_EXERCISE INSTRUCTIONS_
Where the data below has the string "screenshot", return the whole line.

_RECORD EXTRACTS_

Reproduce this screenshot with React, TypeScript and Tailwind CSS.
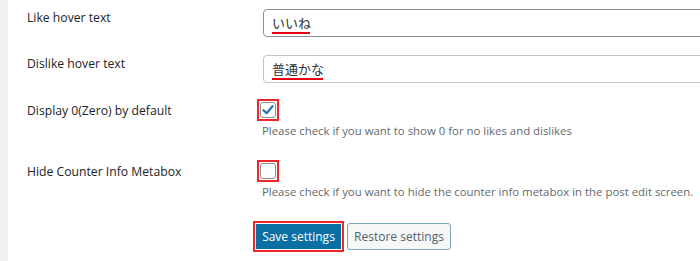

--

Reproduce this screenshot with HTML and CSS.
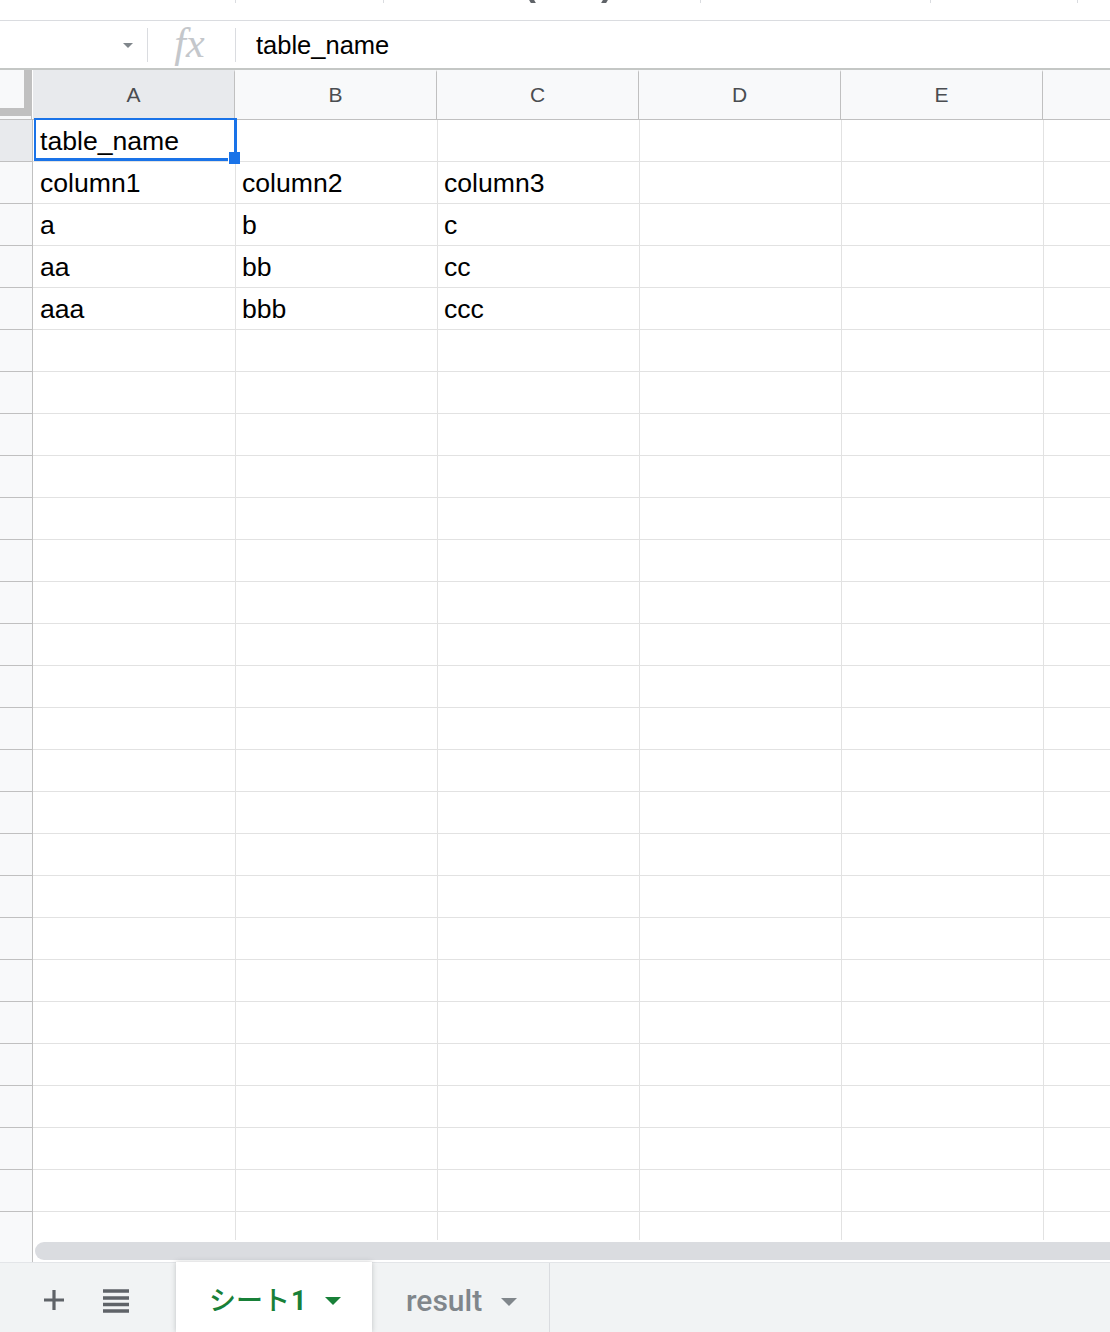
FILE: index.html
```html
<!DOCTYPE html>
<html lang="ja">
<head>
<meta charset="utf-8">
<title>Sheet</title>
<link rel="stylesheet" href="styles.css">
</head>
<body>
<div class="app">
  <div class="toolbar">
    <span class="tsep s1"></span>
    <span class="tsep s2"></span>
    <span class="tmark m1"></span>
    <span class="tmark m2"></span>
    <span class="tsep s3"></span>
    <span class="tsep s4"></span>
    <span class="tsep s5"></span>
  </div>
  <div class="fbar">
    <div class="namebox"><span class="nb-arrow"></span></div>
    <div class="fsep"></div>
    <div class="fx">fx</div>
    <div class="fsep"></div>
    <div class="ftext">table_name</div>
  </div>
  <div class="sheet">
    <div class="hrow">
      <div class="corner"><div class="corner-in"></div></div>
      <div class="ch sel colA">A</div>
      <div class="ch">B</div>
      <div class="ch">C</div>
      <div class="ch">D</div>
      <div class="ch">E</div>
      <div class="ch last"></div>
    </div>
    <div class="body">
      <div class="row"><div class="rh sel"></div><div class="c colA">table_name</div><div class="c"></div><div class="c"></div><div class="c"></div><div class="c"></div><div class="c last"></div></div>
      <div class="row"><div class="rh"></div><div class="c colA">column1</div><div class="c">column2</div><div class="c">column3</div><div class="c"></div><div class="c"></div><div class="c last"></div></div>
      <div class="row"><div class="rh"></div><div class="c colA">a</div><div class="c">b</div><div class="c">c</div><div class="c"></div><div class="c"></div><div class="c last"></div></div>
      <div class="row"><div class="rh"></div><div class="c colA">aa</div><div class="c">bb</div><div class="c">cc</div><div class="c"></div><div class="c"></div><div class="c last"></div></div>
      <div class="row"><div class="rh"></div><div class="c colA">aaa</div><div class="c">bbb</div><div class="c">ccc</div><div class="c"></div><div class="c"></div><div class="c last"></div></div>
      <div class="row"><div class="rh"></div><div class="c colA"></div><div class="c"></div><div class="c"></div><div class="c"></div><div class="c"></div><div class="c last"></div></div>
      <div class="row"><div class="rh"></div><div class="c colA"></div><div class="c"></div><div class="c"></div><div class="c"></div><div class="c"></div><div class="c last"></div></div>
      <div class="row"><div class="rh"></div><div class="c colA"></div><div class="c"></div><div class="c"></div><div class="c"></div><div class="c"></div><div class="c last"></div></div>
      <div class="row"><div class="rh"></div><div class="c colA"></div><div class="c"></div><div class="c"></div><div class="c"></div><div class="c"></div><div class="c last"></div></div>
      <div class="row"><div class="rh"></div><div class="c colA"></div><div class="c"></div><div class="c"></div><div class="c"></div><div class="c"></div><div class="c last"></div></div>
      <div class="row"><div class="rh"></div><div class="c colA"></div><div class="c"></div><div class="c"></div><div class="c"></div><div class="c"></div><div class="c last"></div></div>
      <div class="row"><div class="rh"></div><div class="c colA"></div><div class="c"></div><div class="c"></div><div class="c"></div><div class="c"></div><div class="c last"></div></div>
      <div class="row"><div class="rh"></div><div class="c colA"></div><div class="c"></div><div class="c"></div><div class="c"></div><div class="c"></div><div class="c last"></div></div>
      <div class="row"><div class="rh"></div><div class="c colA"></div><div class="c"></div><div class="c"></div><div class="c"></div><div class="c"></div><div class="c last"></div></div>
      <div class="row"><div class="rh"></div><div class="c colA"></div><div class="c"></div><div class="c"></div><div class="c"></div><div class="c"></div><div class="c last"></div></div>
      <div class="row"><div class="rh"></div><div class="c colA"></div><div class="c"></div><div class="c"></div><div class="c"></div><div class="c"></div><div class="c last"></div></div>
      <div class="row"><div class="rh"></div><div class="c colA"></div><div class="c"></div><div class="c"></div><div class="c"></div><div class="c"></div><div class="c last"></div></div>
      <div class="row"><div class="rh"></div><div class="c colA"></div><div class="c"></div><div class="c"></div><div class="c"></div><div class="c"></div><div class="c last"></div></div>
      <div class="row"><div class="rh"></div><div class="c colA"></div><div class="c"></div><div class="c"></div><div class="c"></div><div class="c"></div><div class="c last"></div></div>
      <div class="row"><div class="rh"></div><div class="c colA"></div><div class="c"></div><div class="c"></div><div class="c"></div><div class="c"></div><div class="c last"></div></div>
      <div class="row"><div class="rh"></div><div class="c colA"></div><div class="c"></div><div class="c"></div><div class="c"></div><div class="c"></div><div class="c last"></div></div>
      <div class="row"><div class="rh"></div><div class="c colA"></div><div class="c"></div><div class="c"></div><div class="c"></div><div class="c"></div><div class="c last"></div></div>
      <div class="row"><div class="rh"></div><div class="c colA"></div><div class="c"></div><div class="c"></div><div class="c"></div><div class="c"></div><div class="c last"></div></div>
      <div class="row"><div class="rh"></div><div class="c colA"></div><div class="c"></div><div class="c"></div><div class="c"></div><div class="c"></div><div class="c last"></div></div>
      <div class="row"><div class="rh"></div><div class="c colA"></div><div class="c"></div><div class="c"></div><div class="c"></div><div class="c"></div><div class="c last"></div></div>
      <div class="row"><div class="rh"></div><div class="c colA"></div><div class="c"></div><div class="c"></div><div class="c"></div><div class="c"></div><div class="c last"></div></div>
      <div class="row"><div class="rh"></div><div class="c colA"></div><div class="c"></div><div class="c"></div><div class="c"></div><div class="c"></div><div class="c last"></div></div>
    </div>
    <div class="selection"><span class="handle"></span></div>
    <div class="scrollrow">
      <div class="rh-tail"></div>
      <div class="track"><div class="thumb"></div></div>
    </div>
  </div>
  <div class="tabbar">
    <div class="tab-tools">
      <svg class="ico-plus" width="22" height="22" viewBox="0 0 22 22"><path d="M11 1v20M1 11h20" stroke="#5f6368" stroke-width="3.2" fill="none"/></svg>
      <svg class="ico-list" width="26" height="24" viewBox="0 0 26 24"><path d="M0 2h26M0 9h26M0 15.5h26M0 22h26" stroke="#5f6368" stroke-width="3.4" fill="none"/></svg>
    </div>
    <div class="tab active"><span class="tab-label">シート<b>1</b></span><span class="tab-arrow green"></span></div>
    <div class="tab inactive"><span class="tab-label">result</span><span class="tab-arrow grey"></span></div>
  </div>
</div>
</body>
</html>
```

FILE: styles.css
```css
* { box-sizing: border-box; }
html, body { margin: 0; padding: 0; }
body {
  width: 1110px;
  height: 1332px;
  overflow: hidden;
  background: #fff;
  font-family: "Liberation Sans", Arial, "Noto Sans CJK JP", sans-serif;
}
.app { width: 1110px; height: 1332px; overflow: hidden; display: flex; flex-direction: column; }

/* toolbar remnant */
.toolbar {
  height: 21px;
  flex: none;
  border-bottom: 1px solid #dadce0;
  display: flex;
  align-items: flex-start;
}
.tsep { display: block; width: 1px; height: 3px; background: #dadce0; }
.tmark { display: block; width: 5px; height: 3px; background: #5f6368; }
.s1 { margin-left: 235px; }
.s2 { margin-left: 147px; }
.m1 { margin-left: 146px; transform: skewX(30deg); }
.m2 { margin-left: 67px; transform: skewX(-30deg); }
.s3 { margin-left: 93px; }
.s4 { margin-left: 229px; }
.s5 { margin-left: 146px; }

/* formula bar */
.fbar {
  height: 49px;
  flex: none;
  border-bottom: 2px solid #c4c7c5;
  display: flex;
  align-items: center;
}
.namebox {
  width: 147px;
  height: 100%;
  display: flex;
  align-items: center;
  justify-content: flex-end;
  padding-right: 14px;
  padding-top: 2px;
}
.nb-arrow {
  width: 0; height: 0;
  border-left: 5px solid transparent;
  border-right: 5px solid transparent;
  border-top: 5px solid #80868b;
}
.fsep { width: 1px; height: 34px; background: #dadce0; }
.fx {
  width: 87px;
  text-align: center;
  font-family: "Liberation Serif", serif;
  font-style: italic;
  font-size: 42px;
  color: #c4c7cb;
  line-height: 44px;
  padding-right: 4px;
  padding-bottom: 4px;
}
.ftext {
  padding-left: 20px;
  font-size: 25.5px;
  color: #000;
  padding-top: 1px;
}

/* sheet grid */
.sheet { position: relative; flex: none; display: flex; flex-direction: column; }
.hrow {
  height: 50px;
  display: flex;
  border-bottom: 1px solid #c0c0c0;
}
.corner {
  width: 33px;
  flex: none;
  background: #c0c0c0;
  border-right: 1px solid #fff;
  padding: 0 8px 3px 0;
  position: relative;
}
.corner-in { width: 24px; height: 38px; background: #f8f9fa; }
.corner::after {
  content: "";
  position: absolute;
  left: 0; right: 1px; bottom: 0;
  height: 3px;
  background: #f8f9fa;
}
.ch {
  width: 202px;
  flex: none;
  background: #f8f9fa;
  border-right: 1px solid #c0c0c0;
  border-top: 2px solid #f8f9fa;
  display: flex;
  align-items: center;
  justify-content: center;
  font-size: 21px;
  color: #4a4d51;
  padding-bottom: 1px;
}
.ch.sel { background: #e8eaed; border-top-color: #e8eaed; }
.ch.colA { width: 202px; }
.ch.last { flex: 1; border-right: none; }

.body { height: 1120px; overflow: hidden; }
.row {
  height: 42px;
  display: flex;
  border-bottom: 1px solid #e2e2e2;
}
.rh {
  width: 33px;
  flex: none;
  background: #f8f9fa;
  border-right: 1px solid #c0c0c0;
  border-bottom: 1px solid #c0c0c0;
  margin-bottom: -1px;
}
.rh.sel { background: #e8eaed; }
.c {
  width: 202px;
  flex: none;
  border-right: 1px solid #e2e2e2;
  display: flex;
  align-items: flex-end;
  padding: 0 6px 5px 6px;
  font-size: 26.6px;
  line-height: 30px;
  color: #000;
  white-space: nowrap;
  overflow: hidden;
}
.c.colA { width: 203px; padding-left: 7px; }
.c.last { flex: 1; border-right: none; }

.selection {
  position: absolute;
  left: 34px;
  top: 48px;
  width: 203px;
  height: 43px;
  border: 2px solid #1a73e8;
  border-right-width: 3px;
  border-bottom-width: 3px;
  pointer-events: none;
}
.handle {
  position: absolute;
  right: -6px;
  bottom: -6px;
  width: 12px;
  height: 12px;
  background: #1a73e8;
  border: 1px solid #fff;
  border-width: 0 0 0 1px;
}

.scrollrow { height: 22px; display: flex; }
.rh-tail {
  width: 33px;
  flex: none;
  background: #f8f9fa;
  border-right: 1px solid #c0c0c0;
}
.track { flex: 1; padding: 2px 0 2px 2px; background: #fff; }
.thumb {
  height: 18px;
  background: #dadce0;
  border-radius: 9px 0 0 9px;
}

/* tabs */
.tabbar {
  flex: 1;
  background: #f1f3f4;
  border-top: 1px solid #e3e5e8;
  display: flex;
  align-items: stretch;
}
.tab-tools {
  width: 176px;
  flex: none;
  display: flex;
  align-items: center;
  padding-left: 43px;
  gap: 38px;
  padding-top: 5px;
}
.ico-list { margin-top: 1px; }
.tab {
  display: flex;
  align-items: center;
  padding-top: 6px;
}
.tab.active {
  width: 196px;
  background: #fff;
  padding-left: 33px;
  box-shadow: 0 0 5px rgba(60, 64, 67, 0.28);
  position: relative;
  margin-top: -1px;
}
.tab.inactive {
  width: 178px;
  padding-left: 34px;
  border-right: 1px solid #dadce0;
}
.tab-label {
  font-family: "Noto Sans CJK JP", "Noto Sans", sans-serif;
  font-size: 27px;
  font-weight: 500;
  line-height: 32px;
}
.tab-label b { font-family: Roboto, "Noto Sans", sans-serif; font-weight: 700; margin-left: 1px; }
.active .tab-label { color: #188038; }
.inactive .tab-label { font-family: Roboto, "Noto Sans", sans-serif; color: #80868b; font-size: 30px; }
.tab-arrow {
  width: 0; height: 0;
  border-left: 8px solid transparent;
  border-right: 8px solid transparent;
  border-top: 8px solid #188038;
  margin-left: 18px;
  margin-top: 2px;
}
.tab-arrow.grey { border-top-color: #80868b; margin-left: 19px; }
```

_RESULT OF THIS TASK_
Reproduce this screenshot with React, TypeScript and Tailwind CSS.
Reproduce this screenshot with HTML and CSS.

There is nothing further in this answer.